The county's FY 2012-2017 capital improvement plan (CIP) totals a manageable $387 million and will be funded by a mix of bonds, lease revenue bonds, state and federal funding sources, and pay-go. The largest projects are school and transportation-related. More than 50% of total project costs will be funded by bonds, while almost 10% will be funded by pay-go. Fitch does not expect the county's capital projects to pressure the credit given the current debt burden and the size of capital needs.

All full-time and salaried county employees participate in the Virginia Retirement System (VRS), which is a cost-sharing multiple-employer defined benefit pension plan. The FY 2011
Fitch-adjusted funded ratio was a satisfactory 71.7%. The county paid its FY 2011 annual required

contribution (ARC) for VRS, equal to 2.5% of spending. Similarly, the county's FY 2011 other post-employment benefit (OPEB) ARC was a low 1.4% of spending.

The FY 2013 budget illustrated further financial flexibility as the county fully implemented the state's new pension reform requirement, which requires employees to pay 5% of pension costs but also requires local governments to provide a corresponding salary increase.
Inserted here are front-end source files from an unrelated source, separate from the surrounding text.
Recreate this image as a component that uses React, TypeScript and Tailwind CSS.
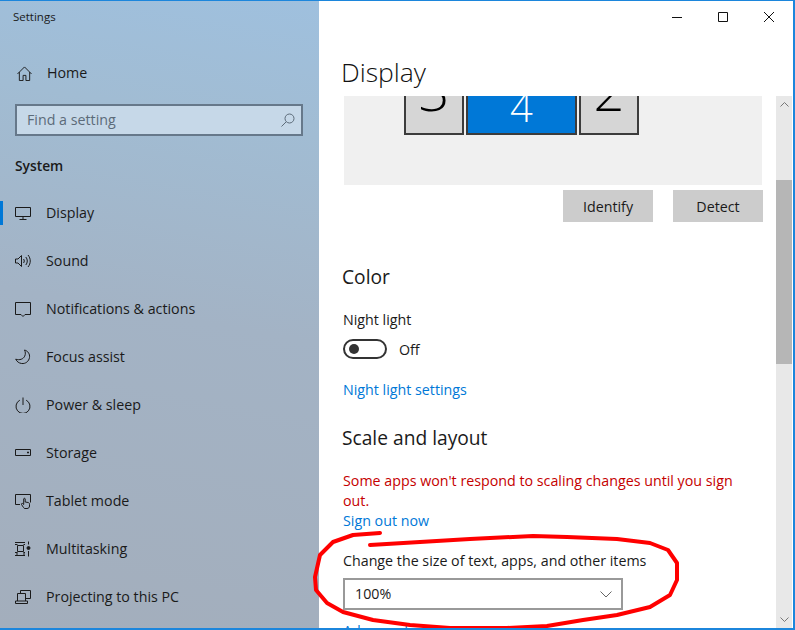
import type { ReactNode } from "react";

const stroke = {
  fill: "none",
  stroke: "#1a1a1a",
  strokeWidth: 1,
};

function Icon({ children }: { children: ReactNode }) {
  return (
    <svg className="h-4 w-4 shrink-0" viewBox="0 0 16 16" {...stroke}>
      {children}
    </svg>
  );
}

const NAV_ITEMS: { label: string; icon: ReactNode; active?: boolean }[] = [
  {
    label: "Display",
    active: true,
    icon: (
      <Icon>
        <path d="M0.5 2.5h15v9h-15z M8 11.5v3 M4.5 14.5h7" />
      </Icon>
    ),
  },
  {
    label: "Sound",
    icon: (
      <Icon>
        <path d="M0.5 6h2.5l3.5-3.5v11l-3.5-3.5h-2.5z M8.5 6c1 1.200 1 2.800 0 4 M10.800 4c2 2.400 2 5.600 0 8 M13 2c3 3.600 3 8.400 0 12" />
      </Icon>
    ),
  },
  {
    label: "Notifications & actions",
    icon: (
      <Icon>
        <path d="M0.500 1.500h15v12h-5.500l-2 2-2-2h-5.500z" />
      </Icon>
    ),
  },
  {
    label: "Focus assist",
    icon: (
      <Icon>
        <path d="M9.500 1c3.500 1 5.500 4 5 7.500-.6 3.800-4 6.500-7.800 6-2.700-.3-4.900-1.900-6-4.300 4 1.300 7.600-.1 9-3 .9-2 .9-4.200-.2-6.200z" />
      </Icon>
    ),
  },
  {
    label: "Power & sleep",
    icon: (
      <Icon>
        <path d="M4.800 3.200a7 7 0 1 0 6.400 0 M8 0.500v7.500" />
      </Icon>
    ),
  },
  {
    label: "Storage",
    icon: (
      <Icon>
        <path d="M0.500 4.500h15v6h-15z" />
        <path d="M12 7.500h2" strokeWidth={1.500} />
      </Icon>
    ),
  },
  {
    label: "Tablet mode",
    icon: (
      <Icon>
        <path d="M5 11.500h-4.500v-10h15v8" />
        <path d="M8.500 14.500l-2-3c-.4-.8.500-1.500 1.200-.9l1 .9v-5.500c0-1 1.500-1 1.500 0v3l3 .5c1 .2 1.300.9 1.300 1.800v1.700c0 1.500-1 2.500-2.500 2.500h-2c-.6 0-1.100-.2-1.500-1z" />
      </Icon>
    ),
  },
  {
    label: "Multitasking",
    icon: (
      <Icon>
        <path d="M0 1.500h10 M2.500 4.500h6v6h-6z M0 3.500h2.500 M8.500 3.500h1.500 M0 11.500h2.500 M8.500 11.500h1.500 M0 14.500h10 M2 11.500v3 M9 11.500v3 M13.500 0.500v3 M13.500 10v5.500" />
        <circle cx="13.500" cy="7" r="1.500" fill="#1a1a1a" />
      </Icon>
    ),
  },
  {
    label: "Projecting to this PC",
    icon: (
      <Icon>
        <path d="M5.500 4v-2.500h10v8h-5 M2.500 12v-7.500h8v7.500 M0.500 12h12v2.500h-12z" />
      </Icon>
    ),
  },
];

function Sidebar() {
  return (
    <div className="flex h-full w-[319px] shrink-0 flex-col bg-[linear-gradient(190deg,#9fc0de_0%,#a1bcd3_20%,#a3b3c5_50%,#a3aebc_100%)] text-[#1a1a1a]">
      <div className="flex h-8 items-center pl-[13px] text-[11.5px]">Settings</div>
      <div className="mt-4 flex h-12 items-center text-[14.25px]">
        <svg className="ml-[17px] h-[15px] w-[15px]" viewBox="0 0 16 16" {...stroke}>
          <path d="M0.500 8.500l7.500-7.500 7.500 7.500 M2.500 6.500v9h4v-5.500h3v5.500h4v-9" />
        </svg>
        <span className="ml-[15px]">Home</span>
      </div>
      <div className="mt-[7px] mr-4 ml-[15px] flex h-8 items-center justify-between border-2 border-[#66788a] bg-[#c6d8e8] pr-[6px] pl-[10px] text-[14.25px] text-[#5c6b79]">
        <span>Find a setting</span>
        <svg className="h-[14px] w-[14px]" viewBox="0 0 14 14" fill="none" stroke="#5c6b79" strokeWidth={1}>
          <circle cx="8.500" cy="5.500" r="4.500" />
          <path d="M5.200 8.800l-4.700 4.700" />
        </svg>
      </div>
      <div className="mt-5 flex h-5 items-center pl-[15px] text-[13.8px] font-semibold">System</div>
      <div className="mt-[13px] flex flex-col">
        {NAV_ITEMS.map((item) => (
          <div className="flex h-12 items-center text-[14.25px]" key={item.label}>
            <div className={`h-6 w-[3px] ${item.active ? "bg-[#0078d7]" : ""}`} />
            <div className="ml-[12px] flex items-center">{item.icon}</div>
            <span className="ml-[15px]">{item.label}</span>
          </div>
        ))}
      </div>
    </div>
  );
}

function WindowControls() {
  return (
    <div className="flex h-8 items-center justify-end pr-[18px]">
      <svg className="h-[10px] w-[10px]" viewBox="0 0 10 10" fill="none" stroke="#111" strokeWidth={1}>
        <path d="M0 5.500h10" />
      </svg>
      <svg className="ml-[36px] h-[10px] w-[10px]" viewBox="0 0 10 10" fill="none" stroke="#111" strokeWidth={1}>
        <path d="M0.500 0.500h9v9h-9z" />
      </svg>
      <svg className="ml-[36px] h-[10px] w-[10px]" viewBox="0 0 10 10" fill="none" stroke="#111" strokeWidth={1}>
        <path d="M0 0l10 10 M10 0l-10 10" />
      </svg>
    </div>
  );
}

function MonitorPreview() {
  return (
    <div className="ml-[25px] h-[89px] w-[418px] bg-[#f0f0f0]">
      <div className="ml-[60px] flex h-[39px] gap-[2px]">
        <div className="flex h-full w-[60px] items-end justify-center overflow-hidden border-x-2 border-b-2 border-[#3c3c3c] bg-[#d6d6d6] text-[54px] leading-[70px] font-light text-black">
          <span className="mb-[8px]">3</span>
        </div>
        <div className="flex h-full w-[111px] items-end justify-center overflow-hidden border-x-2 border-b-2 border-[#3c3c3c] bg-[#0078d7] text-[40px] leading-[54px] font-light text-white">
          <span className="-mb-[1px]">4</span>
        </div>
        <div className="flex h-full w-[60px] items-end justify-center overflow-hidden border-x-2 border-b-2 border-[#3c3c3c] bg-[#d6d6d6] text-[54px] leading-[70px] font-light text-black">
          <span className="mb-[8px]">2</span>
        </div>
      </div>
    </div>
  );
}

function Content() {
  return (
    <div className="h-full min-w-0 flex-1 overflow-hidden text-[14.25px] text-[#1a1a1a]">
      <MonitorPreview />
      <div className="mt-[5px] ml-[244px] flex gap-5">
        <div className="flex h-8 w-[90px] items-center justify-center bg-[#cccccc] pt-[1px]">Identify</div>
        <div className="flex h-8 w-[90px] items-center justify-center bg-[#cccccc] pt-[1px]">Detect</div>
      </div>
      <div className="ml-[23px] flex flex-col items-start">
        <div className="mt-[41px] flex h-7 items-center text-[19.2px]">Color</div>
        <div className="mt-[19px] flex h-5 items-center pl-[1px]">Night light</div>
        <div className="mt-[9px] flex h-5 items-center pl-[1px]">
          <div className="flex h-5 w-11 items-center rounded-full border-2 border-[#333333] pl-[4px]">
            <div className="h-[10px] w-[10px] rounded-full bg-[#333333]" />
          </div>
          <span className="ml-3 pt-[1px]">Off</span>
        </div>
        <div className="mt-[21px] flex h-5 items-center pl-[1px] text-[#0078d7]">Night light settings</div>
        <div className="mt-[24px] flex h-7 items-center text-[19.2px]">Scale and layout</div>
        <div className="mt-[19px] w-[410px] pl-[1px] leading-[20px] text-[#c50000]">
          Some apps won't respond to scaling changes until you sign out.
        </div>
        <div className="flex h-5 items-center pl-[1px] text-[#0078d7]">Sign out now</div>
        <div className="mt-[20px] flex h-5 items-center pl-[1px]">Change the size of text, apps, and other items</div>
        <div className="mt-[7px] ml-[1px] flex h-8 w-[280px] items-center justify-between border-2 border-[#999999] pr-[9px] pl-[10px]">
          <span>100%</span>
          <svg className="h-[7px] w-3" viewBox="0 0 12 7" fill="none" stroke="#666" strokeWidth={1}>
            <path d="M0.500 0.500l5.500 5.500 5.500-5.500" />
          </svg>
        </div>
        <div className="mt-[11px] flex h-5 items-center pl-[1px] text-[#0078d7]">Advanced scaling settings</div>
      </div>
    </div>
  );
}

function Scrollbar() {
  return (
    <div className="flex h-full w-4 shrink-0 flex-col items-center bg-[#e8e8e8]">
      <div className="flex h-[84px] w-full items-start justify-center pt-[6px]">
        <svg className="h-[5px] w-[9px]" viewBox="0 0 9 5" fill="none" stroke="#777" strokeWidth={1}>
          <path d="M0.500 4.500l4-4 4 4" />
        </svg>
      </div>
      <div className="h-[184px] w-full bg-[#b6b6b6]" />
      <div className="flex w-full flex-1 items-end justify-center pb-[6px]">
        <svg className="h-[5px] w-[9px]" viewBox="0 0 9 5" fill="none" stroke="#777" strokeWidth={1}>
          <path d="M0.500 0.500l4 4 4-4" />
        </svg>
      </div>
    </div>
  );
}

export default function App() {
  return (
    <div className="relative flex h-[630px] w-[795px] overflow-hidden border-t border-r-2 border-b-2 border-[#1c86dc] bg-white font-['Open_Sans',sans-serif]">
      <Sidebar />
      <div className="flex min-w-0 flex-1 flex-col pr-[1px]">
        <WindowControls />
        <div className="flex h-[63px] shrink-0 items-center pt-[16px] pl-[22px] text-[26.5px] font-light text-[#111]">Display</div>
        <div className="flex min-h-0 flex-1">
          <Content />
          <Scrollbar />
        </div>
      </div>
      {/* hand-drawn marker circle round the scale dropdown */}
      <svg className="pointer-events-none absolute top-[-1px] left-0 h-[630px] w-[795px]" viewBox="0 0 795 630" fill="none" stroke="#ff0000" strokeWidth={4} strokeLinejoin="round" strokeLinecap="round">
        <path d="M370 545L420 542L470 539L533 536L567 537L617 539L650 543L668 550L677 563L677 580L670 595L650 607L617 615L583 620L547 626L507 628L450 628L410 625L373 620L343 612L327 603L316 590L315 577L320 555L333 542L353 535L380 533" />
      </svg>
    </div>
  );
}
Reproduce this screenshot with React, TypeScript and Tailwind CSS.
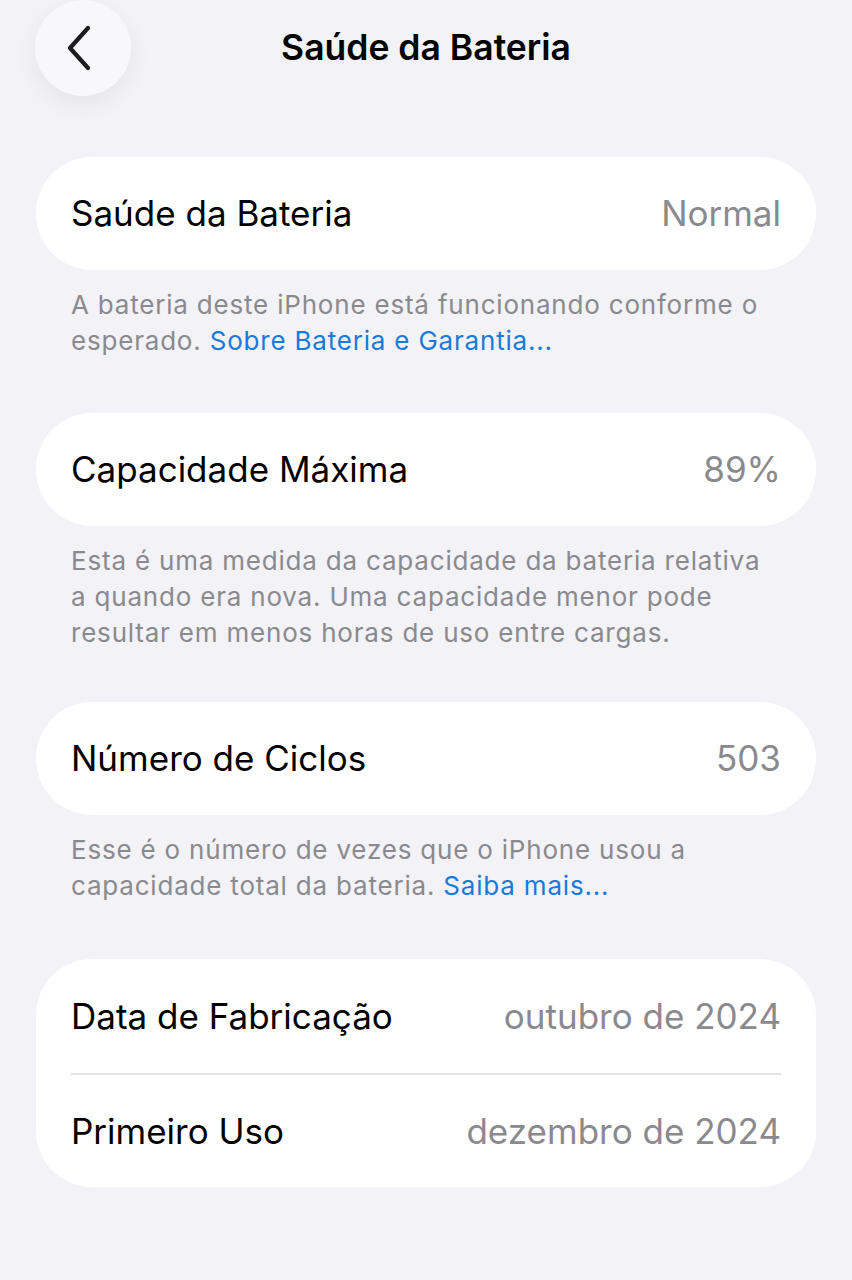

Total carrying costs, as calculated by dividing debt service, pension, and OPEB costs by general fund spending, equals a moderate 19.3%. Fitch does not expect post-employment benefit obligations to pressure the credit.

LEASE REVENUE BONDS SECURED BY ESSENTIAL ASSETS

Debt service payments for the lease revenue bonds are subject to annual appropriation. The lease revenue bonds are additionally secured by a deed of trust granting a lien on several essential leased assets including a library, courthouse, and communications system. The current value of these assets exceeds total principal outstanding.